DIRECTIONS FOR THIS TASK
Take the lines from the head of the listing through the one bearing "const flip = (k: keyof" and copy them exactly, leaving every picture out.

MATERIAL PROVIDED
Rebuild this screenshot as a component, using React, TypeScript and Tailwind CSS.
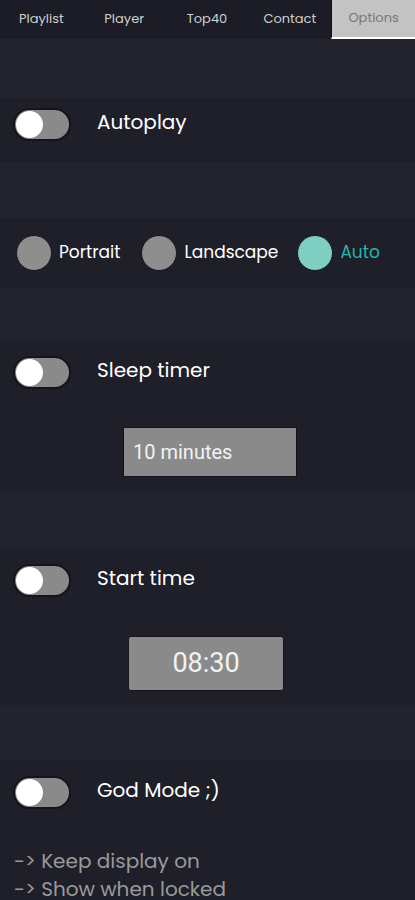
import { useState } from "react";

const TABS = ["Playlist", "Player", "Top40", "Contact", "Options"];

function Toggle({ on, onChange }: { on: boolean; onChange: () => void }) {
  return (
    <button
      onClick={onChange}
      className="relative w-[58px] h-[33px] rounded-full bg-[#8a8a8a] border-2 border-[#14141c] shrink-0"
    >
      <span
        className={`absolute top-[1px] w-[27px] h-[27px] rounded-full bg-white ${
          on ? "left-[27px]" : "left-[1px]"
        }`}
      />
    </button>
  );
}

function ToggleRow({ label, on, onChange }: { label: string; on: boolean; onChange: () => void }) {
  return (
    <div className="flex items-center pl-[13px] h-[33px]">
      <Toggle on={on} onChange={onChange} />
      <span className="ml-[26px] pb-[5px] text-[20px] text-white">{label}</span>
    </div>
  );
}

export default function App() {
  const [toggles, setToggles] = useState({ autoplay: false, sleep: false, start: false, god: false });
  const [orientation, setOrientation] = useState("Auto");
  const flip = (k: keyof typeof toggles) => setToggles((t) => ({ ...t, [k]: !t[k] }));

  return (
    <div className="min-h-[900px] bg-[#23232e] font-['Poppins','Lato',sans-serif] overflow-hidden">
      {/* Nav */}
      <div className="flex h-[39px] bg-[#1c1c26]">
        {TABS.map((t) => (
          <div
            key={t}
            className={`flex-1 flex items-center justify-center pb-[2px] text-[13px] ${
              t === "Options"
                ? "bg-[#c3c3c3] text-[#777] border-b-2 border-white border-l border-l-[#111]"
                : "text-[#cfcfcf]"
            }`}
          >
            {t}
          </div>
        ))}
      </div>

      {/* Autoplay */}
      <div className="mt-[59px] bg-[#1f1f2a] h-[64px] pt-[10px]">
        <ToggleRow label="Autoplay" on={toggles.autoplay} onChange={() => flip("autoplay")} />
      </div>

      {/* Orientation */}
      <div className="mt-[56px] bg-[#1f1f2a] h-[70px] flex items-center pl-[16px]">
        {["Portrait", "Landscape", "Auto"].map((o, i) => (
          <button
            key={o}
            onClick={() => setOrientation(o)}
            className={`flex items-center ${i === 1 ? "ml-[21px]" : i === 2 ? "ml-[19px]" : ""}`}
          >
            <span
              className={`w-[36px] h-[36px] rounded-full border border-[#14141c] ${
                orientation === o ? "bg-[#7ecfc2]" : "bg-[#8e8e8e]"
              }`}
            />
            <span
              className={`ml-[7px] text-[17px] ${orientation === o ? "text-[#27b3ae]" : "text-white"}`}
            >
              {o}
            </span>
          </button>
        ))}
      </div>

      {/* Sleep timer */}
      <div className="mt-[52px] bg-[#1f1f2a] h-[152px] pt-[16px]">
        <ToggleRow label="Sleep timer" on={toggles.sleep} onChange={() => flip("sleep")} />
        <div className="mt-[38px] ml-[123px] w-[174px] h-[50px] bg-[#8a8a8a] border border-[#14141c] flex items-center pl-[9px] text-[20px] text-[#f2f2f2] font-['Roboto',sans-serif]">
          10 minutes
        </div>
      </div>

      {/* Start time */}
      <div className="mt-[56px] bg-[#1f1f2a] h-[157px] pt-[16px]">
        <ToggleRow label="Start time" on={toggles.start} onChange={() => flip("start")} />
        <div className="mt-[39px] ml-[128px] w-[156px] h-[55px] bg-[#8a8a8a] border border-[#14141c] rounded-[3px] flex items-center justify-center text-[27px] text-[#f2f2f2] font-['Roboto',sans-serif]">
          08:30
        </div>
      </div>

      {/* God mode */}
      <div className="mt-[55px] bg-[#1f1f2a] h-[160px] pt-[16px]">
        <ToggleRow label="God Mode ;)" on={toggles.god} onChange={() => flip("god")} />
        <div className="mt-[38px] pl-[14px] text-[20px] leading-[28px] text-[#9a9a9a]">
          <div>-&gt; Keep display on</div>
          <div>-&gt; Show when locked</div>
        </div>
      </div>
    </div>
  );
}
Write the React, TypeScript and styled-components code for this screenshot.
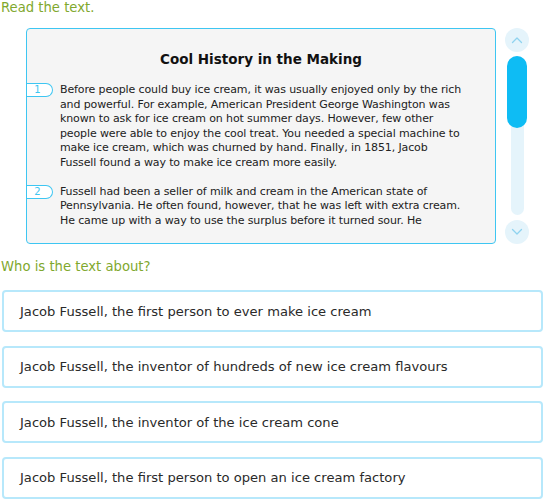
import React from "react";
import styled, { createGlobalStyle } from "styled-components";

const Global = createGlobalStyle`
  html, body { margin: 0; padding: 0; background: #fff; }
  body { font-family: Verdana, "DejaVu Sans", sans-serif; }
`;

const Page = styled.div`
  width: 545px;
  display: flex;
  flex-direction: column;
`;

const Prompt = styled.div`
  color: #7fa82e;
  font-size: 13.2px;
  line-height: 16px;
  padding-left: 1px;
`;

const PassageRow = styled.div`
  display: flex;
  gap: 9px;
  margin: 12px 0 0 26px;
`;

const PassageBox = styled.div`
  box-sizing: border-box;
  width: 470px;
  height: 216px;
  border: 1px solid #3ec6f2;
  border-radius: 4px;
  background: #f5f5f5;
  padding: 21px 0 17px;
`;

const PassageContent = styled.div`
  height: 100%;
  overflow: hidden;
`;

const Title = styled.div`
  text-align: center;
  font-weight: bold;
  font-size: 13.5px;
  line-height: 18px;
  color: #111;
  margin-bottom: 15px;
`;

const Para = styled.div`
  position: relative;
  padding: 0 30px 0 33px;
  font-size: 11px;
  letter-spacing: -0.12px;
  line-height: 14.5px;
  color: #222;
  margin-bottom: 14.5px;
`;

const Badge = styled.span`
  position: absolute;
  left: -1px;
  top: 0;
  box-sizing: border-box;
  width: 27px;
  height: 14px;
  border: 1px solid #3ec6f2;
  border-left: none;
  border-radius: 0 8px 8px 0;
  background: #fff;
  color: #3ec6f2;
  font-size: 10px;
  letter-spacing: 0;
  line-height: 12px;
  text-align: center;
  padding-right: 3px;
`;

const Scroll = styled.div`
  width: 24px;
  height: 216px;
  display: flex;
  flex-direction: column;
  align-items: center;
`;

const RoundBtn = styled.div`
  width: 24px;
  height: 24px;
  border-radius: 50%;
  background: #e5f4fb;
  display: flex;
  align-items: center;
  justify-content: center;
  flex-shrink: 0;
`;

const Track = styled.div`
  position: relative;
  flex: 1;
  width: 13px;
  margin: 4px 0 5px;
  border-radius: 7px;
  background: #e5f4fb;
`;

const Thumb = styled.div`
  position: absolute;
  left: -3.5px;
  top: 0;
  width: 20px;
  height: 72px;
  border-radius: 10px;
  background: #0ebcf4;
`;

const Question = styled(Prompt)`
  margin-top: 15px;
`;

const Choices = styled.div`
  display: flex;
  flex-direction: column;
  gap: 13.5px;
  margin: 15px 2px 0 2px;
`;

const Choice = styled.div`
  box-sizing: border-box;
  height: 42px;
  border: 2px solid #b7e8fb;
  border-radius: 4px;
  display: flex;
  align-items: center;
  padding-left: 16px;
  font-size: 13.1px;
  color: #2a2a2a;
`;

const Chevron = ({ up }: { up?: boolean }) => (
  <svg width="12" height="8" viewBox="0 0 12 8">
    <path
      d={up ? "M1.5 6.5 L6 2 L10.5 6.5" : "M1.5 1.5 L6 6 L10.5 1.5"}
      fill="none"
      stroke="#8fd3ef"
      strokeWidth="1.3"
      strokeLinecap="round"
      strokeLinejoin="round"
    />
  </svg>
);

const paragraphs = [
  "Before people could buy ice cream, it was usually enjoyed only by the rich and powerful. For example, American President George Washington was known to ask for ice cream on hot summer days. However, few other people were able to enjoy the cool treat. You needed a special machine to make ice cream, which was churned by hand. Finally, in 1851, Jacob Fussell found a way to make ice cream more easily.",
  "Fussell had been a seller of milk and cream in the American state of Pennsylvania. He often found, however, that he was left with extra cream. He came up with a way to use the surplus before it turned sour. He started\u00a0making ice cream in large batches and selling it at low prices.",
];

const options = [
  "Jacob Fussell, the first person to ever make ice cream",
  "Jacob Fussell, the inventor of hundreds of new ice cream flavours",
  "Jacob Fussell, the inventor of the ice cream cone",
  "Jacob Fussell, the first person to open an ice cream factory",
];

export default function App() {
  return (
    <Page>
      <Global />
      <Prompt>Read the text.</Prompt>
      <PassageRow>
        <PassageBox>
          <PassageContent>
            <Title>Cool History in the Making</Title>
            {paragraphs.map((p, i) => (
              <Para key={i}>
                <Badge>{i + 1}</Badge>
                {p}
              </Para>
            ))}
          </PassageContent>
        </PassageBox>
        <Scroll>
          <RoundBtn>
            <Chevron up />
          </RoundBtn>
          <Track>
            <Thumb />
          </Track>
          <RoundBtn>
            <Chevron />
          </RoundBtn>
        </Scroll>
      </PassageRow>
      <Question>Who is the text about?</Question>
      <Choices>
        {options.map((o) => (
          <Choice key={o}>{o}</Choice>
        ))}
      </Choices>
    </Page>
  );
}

FULL OUTPUT
Rebuild this screenshot as a component, using React, TypeScript and Tailwind CSS.
import { useState } from "react";

const TABS = ["Playlist", "Player", "Top40", "Contact", "Options"];

function Toggle({ on, onChange }: { on: boolean; onChange: () => void }) {
  return (
    <button
      onClick={onChange}
      className="relative w-[58px] h-[33px] rounded-full bg-[#8a8a8a] border-2 border-[#14141c] shrink-0"
    >
      <span
        className={`absolute top-[1px] w-[27px] h-[27px] rounded-full bg-white ${
          on ? "left-[27px]" : "left-[1px]"
        }`}
      />
    </button>
  );
}

function ToggleRow({ label, on, onChange }: { label: string; on: boolean; onChange: () => void }) {
  return (
    <div className="flex items-center pl-[13px] h-[33px]">
      <Toggle on={on} onChange={onChange} />
      <span className="ml-[26px] pb-[5px] text-[20px] text-white">{label}</span>
    </div>
  );
}

export default function App() {
  const [toggles, setToggles] = useState({ autoplay: false, sleep: false, start: false, god: false });
  const [orientation, setOrientation] = useState("Auto");
  const flip = (k: keyof typeof toggles) => setToggles((t) => ({ ...t, [k]: !t[k] }));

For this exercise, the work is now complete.